Ok, I'm an engineer and I have forgotten everything from Uni so have blown the dust off linear algebra as I need it for a few things. I have tried, and am still using, the following texts: David Lay, Schaum's, Keith Nicholson and A. Wayne Roberts but the best one I've found so far is Larson. If you are a math major you won't like Larson, you'll find the Schuam's, Lay or Nicholson texts more detailed and into proofs and all that. If you are an engineer, physics or chemist, Larson's book is for you. Linear algebra, unlike calculus and differential equations, can be very tedious like other things in pure maths. Lots to memorize, axioms, rules, proofs.....not my thing. I need the linear algebra to understand basis, vector spaces, 3D geometry and the matrix algebra that goes along with it. The proofs to me are a tedious waste of time, a comment that the math majors will fume about but there it is. I want this as am relearning my vector calculus and want to move into tensors which require the LA....but not to the minute detail that Nicholson and Lay present. 30 years ago I asked my antennas professor why he didn't publish his notes as a text book as the book he had us buy, Balanis, was almost impossible and he dropped a line that has stayed with me since, "Balanis is not and was never written for you to learn from. Prof Balanis wrote it to impress me and his other colleagues world wide, he was not thinking of students. Most text books are like this, it's professors trying to impress other professors, students are an afterthought." . There is much meat in that statement. Larson is written for students to learn from, providing you're not a math major. If you need more details, Nicholson, Lay or Harm's Speigel is what you need.
Chiefly used for practices, this book comes to use when you do not have much time before examinations to attend to rather casual or say, literary prose of Gilbert Strang. A stopgap? No, the exercises are instrumental. Post script: why doesn't Cengage print it in India which would make it more available in the subcontinent. Or do they impel us to read pirated versions?

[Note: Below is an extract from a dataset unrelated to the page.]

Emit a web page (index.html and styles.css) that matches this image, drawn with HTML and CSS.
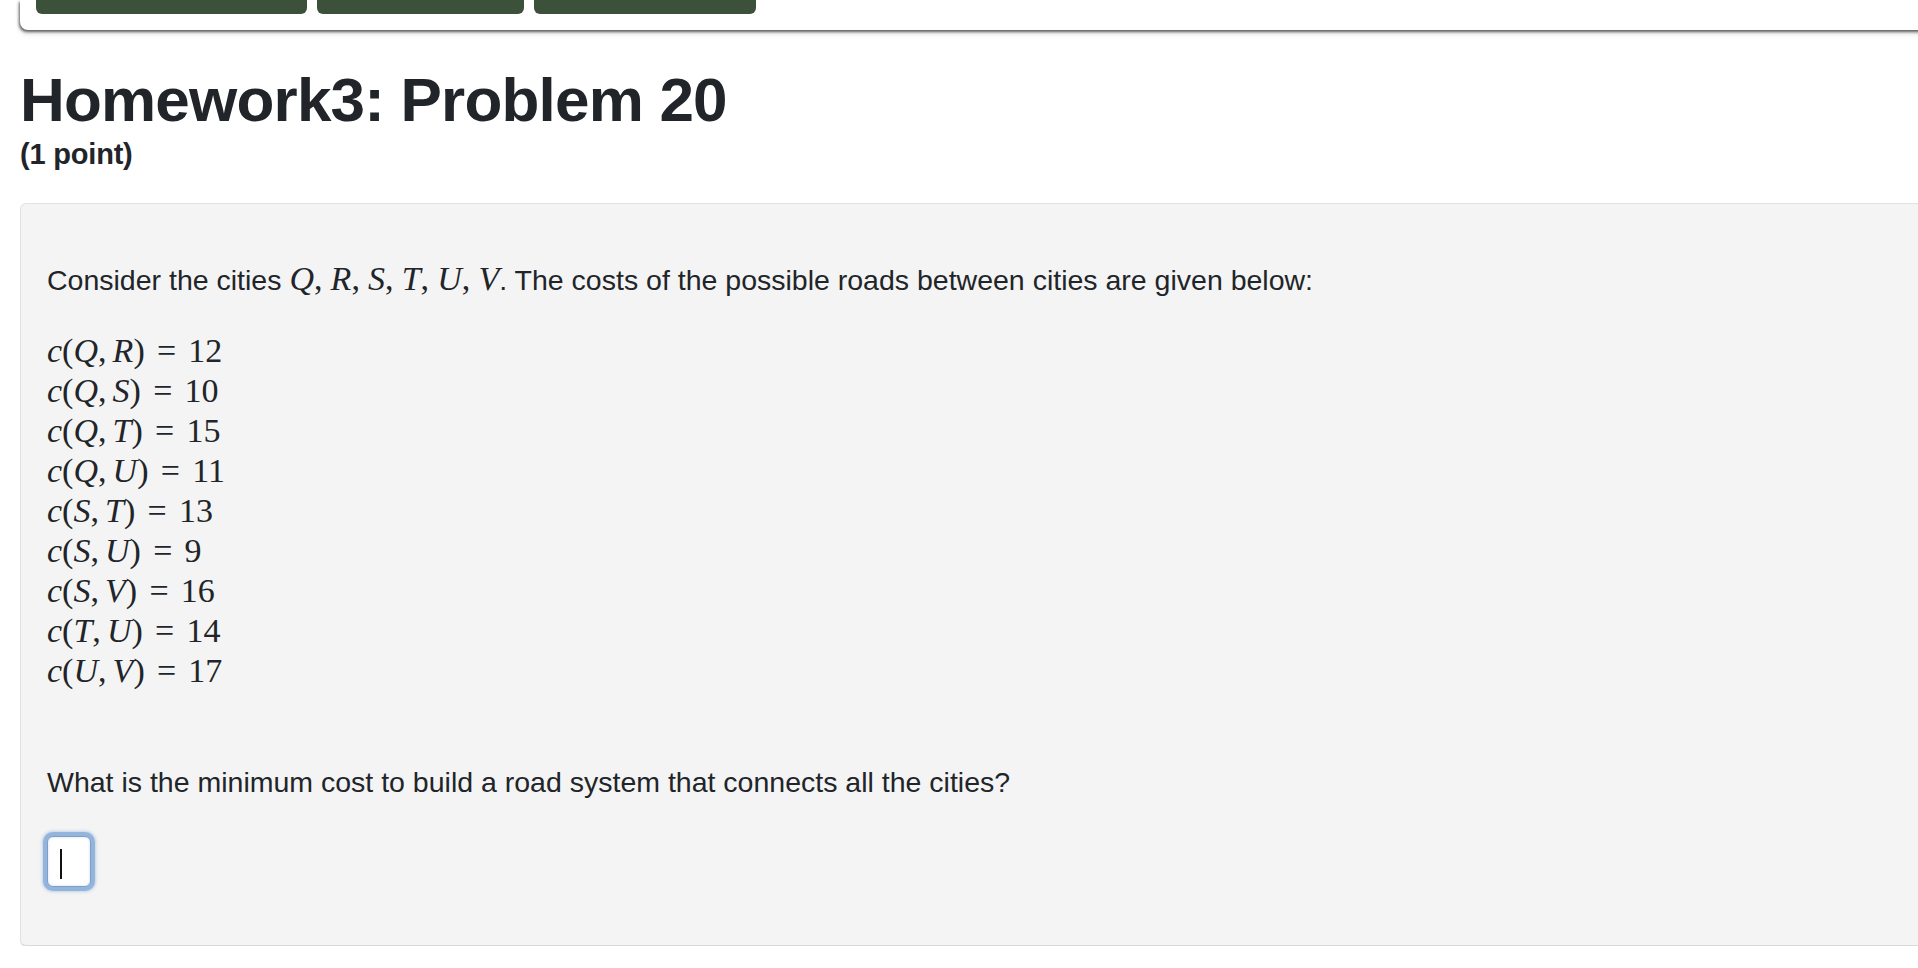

The publisher's pitch for the title indicates that three chapters were "moved online" as of the fourth edition due to "popular demand". I smell BS. I think the publisher did this to juice the margins on this textbook, which like most is overpriced.
Here are the chapter and section titles for the missing material from the book, which is now in its sixth edition:
8 Complex Vector Spaces
8.1 Complex Numbers 8.2 Conjugates and Divisors of Complex Numbers 8.3 Polar Form and DeMoivre's Theorem 8.4 Complex Vector Spaces and Inner Products 8.5 Unitary and Hermitian Matrices
9 Linear Programming
9.1 Systems of Linear Inequalities 9.2 Linear Programming Involving Two Variables 9.3 The Simplex Method: Maximization 9.4 The Simplex Method: Minimization 9.5 The Simplex Method: Mixed Constraints
10 Numerical Methods
10.1 Gaussian Elimination with Partial Pivoting 10.2 Iterative Methods for Solving Linear Systems 10.3 Power Method for Approximating Eigenvalues 10.4 Applications of Numerical Methods
I could perhaps be talked into believing that chapter 10 could be made an online supplement, as numerical methods are a huge subject with their own course, and to which any student of college mathematics will get some limited exposure through via calculus and differential equations courses.

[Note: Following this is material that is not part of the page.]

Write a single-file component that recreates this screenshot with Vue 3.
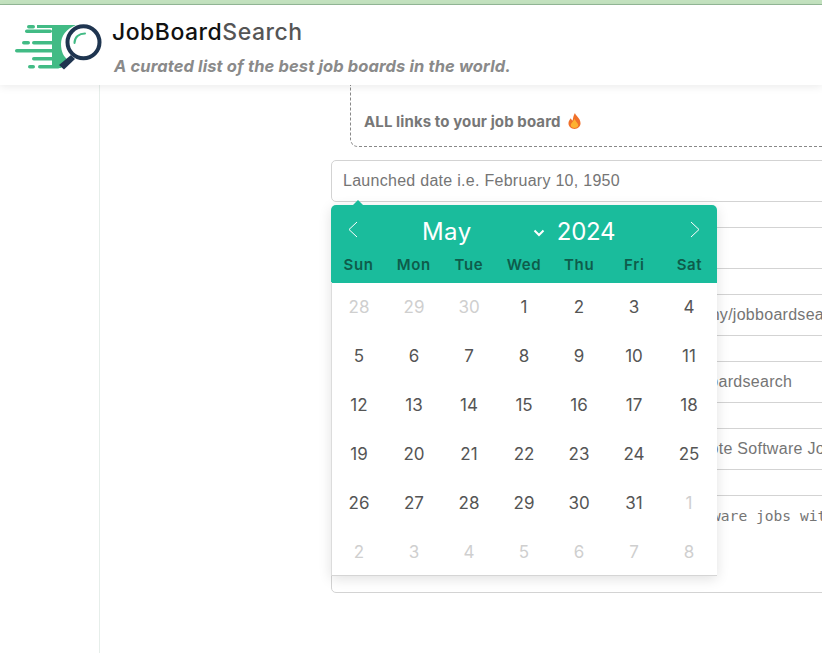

But relegating complex-valued matrices, complex spaces, and linear programming to PDFs on the web where few students will see them is a crime against education.
I dock this textbook a star for its price and another for shunting three chapters into the online ghetto. However, compared to many other linear algebra textbooks I looked at, Larson/Falvo appears to be nearly the broadest survey of the subject around while remaining accessible to beginners (where "beginners" have at least a semester of single-variable calculus under their belt and ideally at least a brief exposure to ordinary differential equations). This text is heavy on applications, which I consider a major virtue.
loved: ‧₊˚ amazing explanations - very easy to understand ‧₊˚ helpful examples ‧₊˚ lots of practice problems
hated: ‧₊˚ can’t think of anything i hated!
overall review: ‧₊˚ i think this is the first textbook that i absolutely loved! i learned so much from this. the practice problems helped so much and was able to check some answers in the provided answer key. it was cool/interesting to read the little snippets of how linear algebra applies to other fields of study. would absolutely recommend this book to anyone wanting to learn linear algebra- amazing introductory book!!
Basic LA, some nice geo demo of low dimensional example to illustrate some theories. I expect more about eigenvector and eigenvalue however, so that I can better understand PCA, which is completely untouched here. Perhaps that is what "elementary" means.
Very good book. Everything clearly explained and most of the theorems are easy to pick up, without removing space for the reader to explore by himself.